Delegate Eleanor Holmes Norton, a Democrat, said Congress appears ready to pass a spending package that would fund federal operations through September before the continuing resolution that is keeping the government up and running expires March 27.
But she said she wants to make sure the city can spend its local dollars at the start of the next fiscal year if federal lawmakers are unable to sign the District’s regular appropriations bill into law by October.
“Although the District government raises and manages an $8 billion local budget, Congress technically appropriates these local funds back to the District government, a holdover and throwback to the pre-home-rule period,” she said, referring to the city’s delicate relationship with federal overseers on the Hill.
Mrs. Norton reached a deal with Congress that lets the District spend its local dollars under continuing resolutions, although the city government would shut down when the resolutions expire. She said that makes it all the more vital for lawmakers on the Hill to pass a regular budget on time instead of relying on successive, short-term resolutions.
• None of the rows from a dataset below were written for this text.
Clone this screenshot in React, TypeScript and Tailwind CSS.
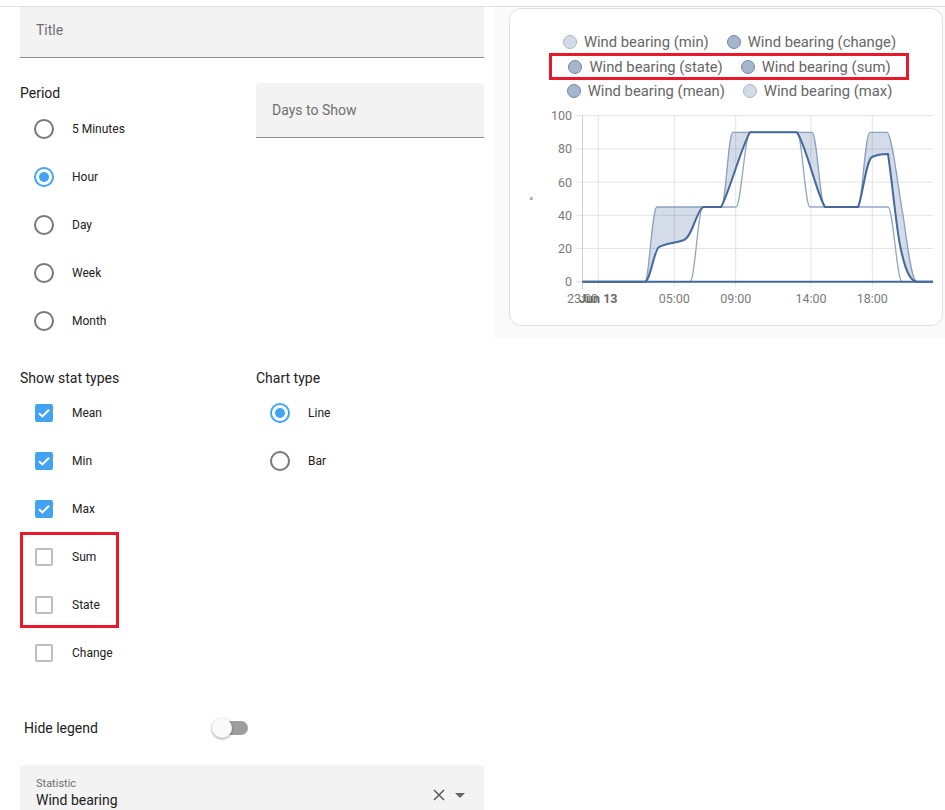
import React from "react";

const font = "font-['Roboto','Liberation_Sans',sans-serif]";

const Radio = ({ checked }: { checked?: boolean }) => (
  <span
    className={`flex h-5 w-5 items-center justify-center rounded-full border-2 ${
      checked ? "border-[#43a3f3]" : "border-[#777777]"
    }`}
  >
    {checked && <span className="h-[10px] w-[10px] rounded-full bg-[#43a3f3]" />}
  </span>
);

const Checkbox = ({ checked }: { checked?: boolean }) =>
  checked ? (
    <span className="flex h-[18px] w-[18px] items-center justify-center rounded-[2px] bg-[#43a3f3]">
      <svg viewBox="0 0 18 18" className="h-[18px] w-[18px]">
        <path d="M4 9.2 L7.4 12.4 L14 5.8" fill="none" stroke="white" strokeWidth="2" />
      </svg>
    </span>
  ) : (
    <span className="block h-[18px] w-[18px] rounded-[2px] border-2 border-[#bdbdbd]" />
  );

const RadioRow = ({ label, checked }: { label: string; checked?: boolean }) => (
  <div className="flex h-12 items-center pt-px">
    <span className="ml-[14px] flex">
      <Radio checked={checked} />
    </span>
    <span className="ml-[18px] text-xs text-[#212121]">{label}</span>
  </div>
);

const CheckRow = ({ label, checked }: { label: string; checked?: boolean }) => (
  <div className="flex h-12 items-center pt-px">
    <span className="ml-[15px] flex">
      <Checkbox checked={checked} />
    </span>
    <span className="ml-[19px] text-xs text-[#212121]">{label}</span>
  </div>
);

const legendRows: [string, boolean][][] = [
  [
    ["Wind bearing (min)", true],
    ["Wind bearing (change)", false],
  ],
  [
    ["Wind bearing (state)", false],
    ["Wind bearing (sum)", false],
  ],
  [
    ["Wind bearing (mean)", false],
    ["Wind bearing (max)", true],
  ],
];

const yTicks = [0, 20, 40, 60, 80, 100];
const yOf = (v: number) => 281.7 - 1.66 * v;
const xGrid = [598.3, 674.3, 735.7, 811, 872.3];

const maxPath =
  "M582.5,281.7 H645 C649,281.7 652,207 657,207 H721 C726,207 728,132.3 733,132.3 H812 C817,132.3 820,207 825,207 H858 C862,207 865,132.3 870,132.3 H887 C892,132.3 899,195 903,215 C907,240 911,281.7 917,281.7 H933";
const meanPath =
  "M582.5,281.7 H645 C650,281.7 654,250 659,247 C664,244 675,243 684,240 C692,237 696,212 703,207 H721 C728,196 742,145 750,132.3 H797 C806,145 817,195 825,207 H858 C862,200 866,160 872,157 C878,154 884,154 888,154 C892,180 896,225 900,245 C904,265 909,281.7 917,281.7 H933";
const minPath =
  "M582.5,281.7 H690 C695,281.7 698,207 703,207 H736 C741,207 745,132.3 750,132.3 H797 C802,132.3 805,207 810,207 H888 C893,207 897,281.7 902,281.7 H933";

const Chart = () => (
  <svg viewBox="510 103 432 207" width={432} height={207} className="block">
    <defs>
      <mask id="band">
        <path d={maxPath + " Z"} fill="white" />
        <path d={meanPath + " Z"} fill="black" />
      </mask>
    </defs>
    {yTicks.map((v) => (
      <g key={v}>
        <line x1={576} x2={933} y1={yOf(v)} y2={yOf(v)} stroke="#e3e3e3" strokeWidth={1} />
        <text x={572} y={yOf(v) + 4.5} textAnchor="end" fontSize={12.5} fill="#7a7a7a" fontFamily="Roboto, sans-serif">
          {v}
        </text>
      </g>
    ))}
    {xGrid.map((x) => (
      <line key={x} x1={x} x2={x} y1={115.7} y2={287} stroke="#e3e3e3" strokeWidth={1} />
    ))}
    <line x1={582.5} x2={582.5} y1={115.7} y2={289} stroke="#cfcfcf" strokeWidth={1} />
    <text x={529} y={206} fontSize={12} fill="#8a8a8a" fontFamily="Roboto, sans-serif">
      °
    </text>
    <rect x={580} y={110} width={360} height={180} fill="rgba(70,108,158,0.24)" mask="url(#band)" />
    <path d={minPath} fill="none" stroke="#93a7c3" strokeWidth={1.3} />
    <path d={maxPath} fill="none" stroke="#8aa0bf" strokeWidth={1.3} />
    <path d={meanPath} fill="none" stroke="#45699a" strokeWidth={2} />
    <path d="M582.5,281.7 H933" fill="none" stroke="#45699a" strokeWidth={2} />
    <g fontSize={12.5} fill="#7a7a7a" fontFamily="Roboto, sans-serif" textAnchor="middle">
      <text x={582.5} y={302.5}>23:00</text>
      <text x={598.3} y={302.5} fontWeight={700} fill="#6a6a6a">
        Jun 13
      </text>
      <text x={674.3} y={302.5}>05:00</text>
      <text x={735.7} y={302.5}>09:00</text>
      <text x={811} y={302.5}>14:00</text>
      <text x={872.3} y={302.5}>18:00</text>
    </g>
  </svg>
);

export default function App() {
  return (
    <div className={`relative h-[810px] w-[945px] overflow-hidden bg-white ${font}`}>
      <div className="h-[7px] border-b border-[#e0e0e0]" />
      <div className="flex">
        {/* editor column */}
        <div className="w-[494px] pl-5 pr-[10px]">
          <div className="h-[51px] border-b border-[#8c8c8c] bg-[#f3f3f3] pl-4 pt-[15px] text-sm leading-4 text-[#707070]">
            Title
          </div>

          <div className="mt-[25px] grid grid-cols-[236px_228px]">
            <div>
              <div className="h-5 text-sm leading-5 text-[#212121]">Period</div>
              <div className="mt-px">
                <RadioRow label="5 Minutes" />
                <RadioRow label="Hour" checked />
                <RadioRow label="Day" />
                <RadioRow label="Week" />
                <RadioRow label="Month" />
              </div>
            </div>
            <div>
              <div className="h-[55px] rounded-t-[4px] border-b border-[#8c8c8c] bg-[#f3f3f3] pl-4 pt-[19px] text-sm leading-4 text-[#707070]">
                Days to Show
              </div>
            </div>
          </div>

          <div className="mt-6 grid grid-cols-[236px_228px]">
            <div>
              <div className="h-5 text-sm leading-5 text-[#212121]">Show stat types</div>
              <CheckRow label="Mean" checked />
              <CheckRow label="Min" checked />
              <CheckRow label="Max" checked />
              <CheckRow label="Sum" />
              <CheckRow label="State" />
              <CheckRow label="Change" />
            </div>
            <div>
              <div className="h-5 text-sm leading-5 text-[#212121]">Chart type</div>
              <RadioRow label="Line" checked />
              <RadioRow label="Bar" />
            </div>
          </div>

          <div className="mt-8 flex h-10 items-center pl-1">
            <span className="w-[188px] text-sm text-[#212121]">Hide legend</span>
            <span className="relative flex h-5 w-9 items-center">
              <span className="ml-px h-[14px] w-[35px] rounded-full bg-[#9e9e9e]" />
              <span className="absolute left-0 top-0 h-5 w-5 rounded-full bg-[#fafafa] shadow-[0_1px_3px_rgba(0,0,0,0.4)]" />
            </span>
          </div>

          <div className="mt-[17px] flex h-[56px] items-start rounded-t-[4px] bg-[#f3f3f3] pl-4 pr-[19px]">
            <div className="flex-1 pt-3">
              <div className="text-[11px] leading-[13px] text-[#707070]">Statistic</div>
              <div className="text-sm leading-5 text-[#212121]">Wind bearing</div>
            </div>
            <div className="mt-[23px] flex items-center gap-[9px]">
              <svg viewBox="0 0 14 14" className="h-[14px] w-[14px]">
                <path d="M2 2 L12 12 M12 2 L2 12" stroke="#5f5f5f" strokeWidth="1.6" />
              </svg>
              <svg viewBox="0 0 10 5" className="h-[5px] w-[10px]">
                <path d="M0 0 H10 L5 5 Z" fill="#666666" />
              </svg>
            </div>
          </div>
        </div>

        {/* preview column */}
        <div className="h-[331px] flex-1 bg-[#fafafa] pl-[15px] pt-px">
          <div className="h-[318px] w-[434px] rounded-xl border border-[#e0e0e0] bg-white">
            <div className="pl-[7px] pt-[21px] text-[14.8px] text-[#666666]">
              {legendRows.map((row, i) => (
                <div key={i} className={`flex items-center justify-center gap-[18px] ${i === 1 ? "h-[25px]" : "h-6"}`}>
                  {row.map(([label, light]) => (
                    <span key={label} className="flex items-center gap-[7px]">
                      <span
                        className={`h-[14px] w-[14px] rounded-full border ${
                          light ? "border-[#a8b7cb] bg-[#d3dbe6]" : "border-[#6d88aa] bg-[#a6b5ca]"
                        }`}
                      />
                      <span className="leading-5">{label}</span>
                    </span>
                  ))}
                </div>
              ))}
            </div>
            <Chart />
          </div>
        </div>
      </div>

      {/* highlight annotations */}
      <div className="pointer-events-none absolute left-[20px] top-[532px] h-[96px] w-[99px] border-[3px] border-[#e8192c]" />
      <div className="pointer-events-none absolute left-[549px] top-[53px] h-[27px] w-[360px] border-[3px] border-[#e8192c]" />
    </div>
  );
}
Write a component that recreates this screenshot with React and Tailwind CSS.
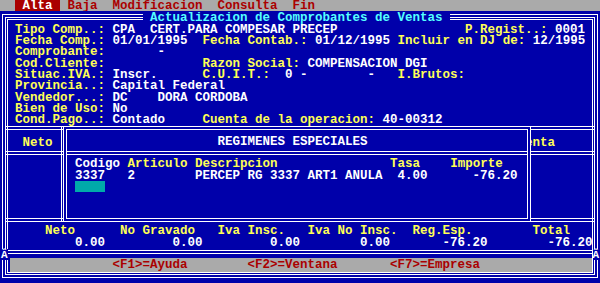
const Y = ({ children }) => <span className="text-[#ffff55]">{children}</span>;

export default function App() {
  return (
    <div className="w-[600px] h-[283px] overflow-hidden bg-[#0000aa] text-white font-bold text-[12.5px] leading-[14px] font-['Liberation_Mono','Courier_New',monospace] grid grid-cols-[repeat(80,7.5px)] grid-rows-[repeat(25,11.32px)]">
      {/* menu bar */}
      <div className="col-start-[1] col-end-[81] row-start-[1] bg-[#aaaaaa] overflow-hidden whitespace-pre text-[#aa0000] leading-[13.5px]">
        {"  "}
        <span className="bg-[#aa0000] text-white"> Alta </span>
        {" Baja  Modificacion  Consulta  Fin"}
      </div>

      {/* window frame */}
      <div className="col-start-[1] col-end-[81] row-start-[2] row-end-[26] ml-[2px] mr-[2px] mt-[3px] mb-[5px] border-[4px] border-double border-white" />
      <div className="col-start-[1] col-end-[81] row-start-[2] row-end-[26] ml-[7px] mr-[7px] mt-[8px] mb-[10px] border border-white" />

      {/* title */}
      <div className="col-start-[20] col-end-[61] row-start-[2] bg-[#0000aa] whitespace-pre text-[#55ffff] leading-[15px]">
        {" Actualizacion de Comprobantes de Ventas "}
      </div>

      {/* form */}
      <div className="col-start-[1] col-end-[81] row-start-[3] whitespace-pre">
        {"  "}<Y>Tipo Comp..:</Y>{" CPA  CERT.PARA COMPESAR PRECEP                 "}<Y>P.Regist..:</Y>{" 0001"}
      </div>
      <div className="col-start-[1] col-end-[81] row-start-[4] whitespace-pre">
        {"  "}<Y>Fecha Comp.:</Y>{" 01/01/1995  "}<Y>Fecha Contab.:</Y>{" 01/12/1995 "}<Y>Incluir en DJ de:</Y>{" 12/1995"}
      </div>
      <div className="col-start-[1] col-end-[81] row-start-[5] whitespace-pre">
        {"  "}<Y>Comprobante:</Y>{"       -"}
      </div>
      <div className="col-start-[1] col-end-[81] row-start-[6] whitespace-pre">
        {"  "}<Y>Cod.Cliente:</Y>{"             "}<Y>Razon Social:</Y>{" COMPENSACION DGI"}
      </div>
      <div className="col-start-[1] col-end-[81] row-start-[7] whitespace-pre">
        {"  "}<Y>Situac.IVA.:</Y>{" Inscr.      "}<Y>C.U.I.T.:</Y>{"  0 -        -   "}<Y>I.Brutos:</Y>
      </div>
      <div className="col-start-[1] col-end-[81] row-start-[8] whitespace-pre">
        {"  "}<Y>Provincia..:</Y>{" Capital Federal"}
      </div>
      <div className="col-start-[1] col-end-[81] row-start-[9] whitespace-pre">
        {"  "}<Y>Vendedor...:</Y>{" DC    DORA CORDOBA"}
      </div>
      <div className="col-start-[1] col-end-[81] row-start-[10] whitespace-pre">
        {"  "}<Y>Bien de Uso:</Y>{" No"}
      </div>
      <div className="col-start-[1] col-end-[81] row-start-[11] whitespace-pre">
        {"  "}<Y>Cond.Pago..:</Y>{" Contado     "}<Y>Cuenta de la operacion:</Y>{" 40-00312"}
      </div>

      {/* separators */}
      <div className="col-start-[1] col-end-[81] row-start-[12] self-start mt-[2px] mx-[5px] h-0 border-t-[4px] border-double border-white" />
      <div className="col-start-[1] col-end-[81] row-start-[14] self-start mt-[4px] mx-[5px] h-0 border-t-[4px] border-double border-white" />
      <div className="col-start-[1] col-end-[81] row-start-[20] self-start mt-[3px] mx-[5px] h-0 border-t-[4px] border-double border-white" />
      <div className="col-start-[1] col-end-[81] row-start-[23] self-start mt-[1px] mx-[5px] h-0 border-t-[4px] border-double border-white" />

      {/* underlying table header */}
      <div className="col-start-[4] col-end-[9] row-start-[13] whitespace-pre text-[#ffff55]">Neto</div>
      <div className="col-start-[69] col-end-[75] row-start-[13] whitespace-pre text-[#ffff55]">Cuenta</div>
      <div className="col-start-[9] row-start-[12] row-end-[21] justify-self-start ml-[1px] w-px mt-[3px] mb-[5px] bg-white" />

      {/* popup */}
      <div className="col-start-[9] col-end-[72] row-start-[12] row-end-[21] ml-[3px] mr-[1.5px] mt-[2px] mb-[4px] border-[4px] border-double border-white bg-[#0000aa]" />
      <div className="col-start-[30] col-end-[50] row-start-[13] whitespace-pre leading-[13px]">REGIMENES ESPECIALES</div>
      <div className="col-start-[9] col-end-[72] row-start-[14] self-start mt-[4px] ml-[6px] mr-[4.5px] h-0 border-t-[4px] border-double border-white" />
      <div className="col-start-[11] col-end-[70] row-start-[15] whitespace-pre leading-[12.5px]">
        {"Codigo "}<Y>Articulo</Y>{" "}<Y>Descripcion</Y>{"               "}<Y>Tasa</Y>{"    "}<Y>Importe</Y>
      </div>
      <div className="col-start-[11] col-end-[70] row-start-[16] whitespace-pre leading-[12.5px]">
        {"3337   2        PERCEP RG 3337 ART1 ANULA  4.00      -76.20"}
      </div>
      <div className="col-start-[11] col-end-[15] row-start-[17] bg-[#00aaaa]" />

      {/* totals */}
      <div className="col-start-[1] col-end-[81] row-start-[21] whitespace-pre leading-[10.5px] text-[#ffff55]">
        {"      Neto      No Gravado   Iva Insc.   Iva No Insc.  Reg.Esp.        Total"}
      </div>
      <div className="col-start-[1] col-end-[81] row-start-[22] whitespace-pre leading-[10.5px]">
        {"          0.00         0.00         0.00        0.00       -76.20        -76.20"}
      </div>

      {/* odd glyphs on the border */}
      <div className="col-start-[1] row-start-[23] bg-[#0000aa] pl-[1px] text-[11px] leading-[12px]">Â</div>
      <div className="col-start-[80] row-start-[23] bg-[#0000aa] text-[11px] leading-[12px]">Â</div>

      {/* footer */}
      <div className="col-start-[2] col-end-[80] row-start-[24] ml-[2px] mr-[1px] -mt-[2px] bg-[#aaaaaa]" />
      <div className="col-start-[1] col-end-[81] row-start-[24] whitespace-pre leading-[10px] text-[#aa0000]">
        {"               <F1>=Ayuda        <F2>=Ventana       <F7>=Empresa"}
      </div>
    </div>
  );
}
“I do not believe that any member of Congress wants to shut down the D.C. government and bring a large, complicated city to its knees due to a purely federal matter,” Mrs. Norton said Thursday. “Moreover, D.C. residents are not alone in relying on vital District government services. Federal officials, including the president, federal buildings, foreign embassies and dignitaries and businesses rely daily on the city’s services as well.”
D.C. officials are pushing for a concept known as “budget autonomy,” which would allow them to spend their locally raised revenues without waiting on Congress to appropriate the dollars.